Too Big to Solve? This week, two contributors argued that since big-bank bailouts will probably happen again, regulators' focus should be on containing the damage to taxpayers. George Washington University law professor Arthur Wilmarth argues that bailouts will be guaranteed if regulators adopt a single point of entry plan for resolving failed banks, as they appear increasingly likely to do. While Wilmarth's unhappy about this development, he says regulators can at least require megabanks to pre-fund their own bailout money. He also suggests that bank executives would take less risk if regulators imposed incentive compensation rules that put more of their skin in the game. Meanwhile, consultant Kenneth H. Thomas says that he supports bailouts, since rescuing a failed institution is a better option than allowing its problems to ripple throughout the financial system. But he argues that riskier banks should be forced to pay for their too big to fail subsidy by making bigger contributions to the government's deposit insurance fund.

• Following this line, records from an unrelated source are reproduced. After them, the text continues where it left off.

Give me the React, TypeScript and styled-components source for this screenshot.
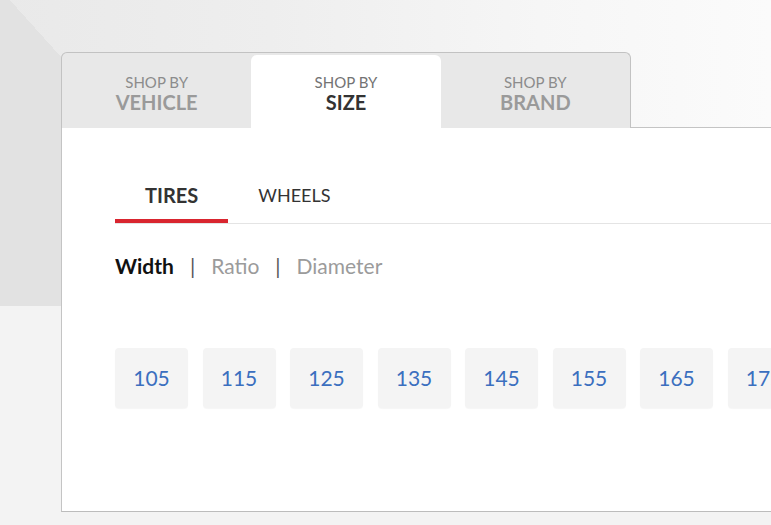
import styled, { createGlobalStyle } from "styled-components";

const GlobalStyle = createGlobalStyle`
  html, body {
    margin: 0;
    padding: 0;
    overflow: hidden;
  }

  body {
    font-family: Lato, "Open Sans", sans-serif;
    background: #f3f3f3;
  }
`;

const Page = styled.div`
  width: 771px;
  height: 525px;
  padding: 52px 0 0 61px;
  box-sizing: border-box;
  overflow: hidden;

  /* hero background: dark diagonal band on the left, soft grey fade to the right */
  background:
    linear-gradient(48deg, #e2e2e2 212px, transparent 212px) 0 0 / 771px 306px no-repeat,
    linear-gradient(90deg, #e9e9e9 0%, #eeeeee 35%, #f6f6f6 70%, #fbfbfb 100%) 0 0 / 771px 306px no-repeat,
    #f3f3f3;
`;

const Finder = styled.section`
  display: flex;
  flex-direction: column;
  width: 900px;
`;

const TabBar = styled.nav`
  position: relative;
  z-index: 1;
  display: flex;
  align-items: flex-end;
  width: 570px;
  height: 76px;
  box-sizing: border-box;
  background: #e8e8e8;
  border: 1px solid #c2c2c2;
  border-bottom: none;
  border-radius: 6px 6px 0 0;
`;

const Tab = styled.button<{ $active?: boolean }>`
  flex: 1;
  display: flex;
  flex-direction: column;
  align-items: center;
  height: ${(p) => (p.$active ? "73px" : "75px")};
  padding: ${(p) => (p.$active ? "18px" : "20px")} 0 0;
  box-sizing: border-box;
  border: none;
  border-radius: ${(p) => (p.$active ? "6px 6px 0 0" : "0")};
  background: ${(p) => (p.$active ? "#ffffff" : "transparent")};
  font-family: inherit;
  cursor: pointer;
`;

const TabSmall = styled.span<{ $active?: boolean }>`
  font-size: 15px;
  line-height: 18px;
  font-weight: 400;
  text-transform: uppercase;
  color: ${(p) => (p.$active ? "#737373" : "#8c8c8c")};
`;

const TabBig = styled.span<{ $active?: boolean }>`
  font-size: 20px;
  line-height: 22px;
  font-weight: 700;
  text-transform: uppercase;
  color: ${(p) => (p.$active ? "#333333" : "#9a9a9a")};
`;

const Panel = styled.div`
  margin-top: -1px;
  height: 385px;
  box-sizing: border-box;
  padding: 55px 0 0 53px;
  background: #ffffff;
  border: 1px solid #c4c4c4;
  border-right: none;
  border-bottom-color: #bcbcbc;
`;

const SubTabs = styled.div`
  display: flex;
  border-bottom: 1px solid #e4e4e4;
`;

const SubTab = styled.button<{ $active?: boolean }>`
  padding: 0 30px 12px;
  border: none;
  border-bottom: 4px solid ${(p) => (p.$active ? "#d9252f" : "transparent")};
  background: none;
  font-family: inherit;
  font-size: ${(p) => (p.$active ? "20px" : "18px")};
  line-height: 24px;
  font-weight: ${(p) => (p.$active ? 700 : 400)};
  color: #333333;
  text-transform: uppercase;
  cursor: pointer;
`;

const Steps = styled.div`
  display: flex;
  align-items: center;
  margin-top: 29px;
  font-size: 21px;
  line-height: 26px;
`;

const Step = styled.span<{ $active?: boolean }>`
  font-weight: ${(p) => (p.$active ? 700 : 400)};
  color: ${(p) => (p.$active ? "#111111" : "#9b9b9b")};
`;

const Divider = styled.span`
  margin: 0 16px;
  color: #555555;
  font-weight: 400;
`;

const Sizes = styled.div`
  display: flex;
  gap: 14.5px;
  margin-top: 69px;
`;

const SizeButton = styled.button`
  flex: none;
  display: flex;
  align-items: center;
  justify-content: center;
  width: 73px;
  height: 60px;
  border: none;
  border-radius: 4px;
  background: #f4f4f4;
  box-shadow: 0 1px 1px rgba(0, 0, 0, 0.04);
  font-family: inherit;
  font-size: 21px;
  line-height: 24px;
  color: #3b6fbf;
  cursor: pointer;
`;

const tabs = [
  { small: "Shop by", big: "Vehicle" },
  { small: "Shop by", big: "Size", active: true },
  { small: "Shop by", big: "Brand" },
];

const widths = ["105", "115", "125", "135", "145", "155", "165", "175", "185"];

export default function App() {
  return (
    <>
      <GlobalStyle />
      <Page>
        <Finder>
          <TabBar>
            {tabs.map((t) => (
              <Tab key={t.big} $active={t.active}>
                <TabSmall $active={t.active}>{t.small}</TabSmall>
                <TabBig $active={t.active}>{t.big}</TabBig>
              </Tab>
            ))}
          </TabBar>
          <Panel>
            <SubTabs>
              <SubTab $active>Tires</SubTab>
              <SubTab>Wheels</SubTab>
            </SubTabs>
            <Steps>
              <Step $active>Width</Step>
              <Divider>|</Divider>
              <Step>Ratio</Step>
              <Divider>|</Divider>
              <Step>Diameter</Step>
            </Steps>
            <Sizes>
              {widths.map((w) => (
                <SizeButton key={w}>{w}</SizeButton>
              ))}
            </Sizes>
          </Panel>
        </Finder>
      </Page>
    </>
  );
}
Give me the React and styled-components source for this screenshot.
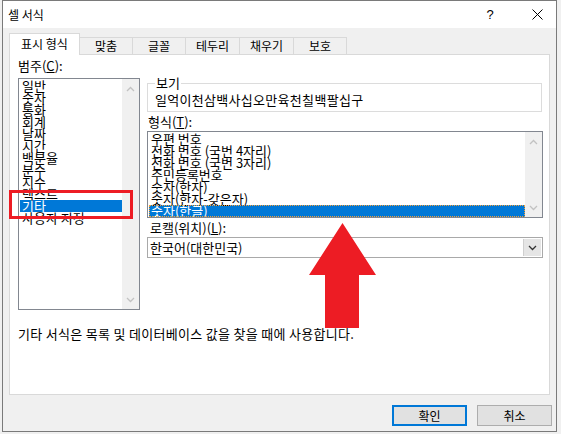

Also on the blog: Banks can play a key role in ending human trafficking by learning more about the financial red flags that indicate criminal activity, according to anti-money-laundering expert Andrew Prozes.
The U.S. health care industry faces many of the same challenges as banking, from tough regulation to huge legacy costs. Community bank marketer Kevin Tynan writes that high-tech startups could solve a lot of both industries' problems.
Council of Federal Home Loan Banks Chairman Steven Rosenbaum outlined a few ways to update requirements in the banks' Affordable Housing Program so that more housing groups can access financing.
Regulators missed a chance to hold the financial industry accountable for maintaining diversity standards, according to the Greenlining Institute's Sasha Werblin.
Banks will have a better shot at managing complex regulatory requirements if they make one executive responsible for coordinating communication and tasks in that arena, according to consultant Bob Hartheimer.
The Federal Reserve's target annual inflation rate of 2% seems harmless enough, but finance professor Scott Hein argues that the cumulative effect of slow-rising prices could be a big problem for bank depositors and investors down the line.
The Consumer Financial Protection Bureau's report on arbitration gives a good process a bad rap, according to Electronic Transactions Association chief Jason Oxman. He says it is typically cheaper and faster than litigation, and delivers higher returns to consumers.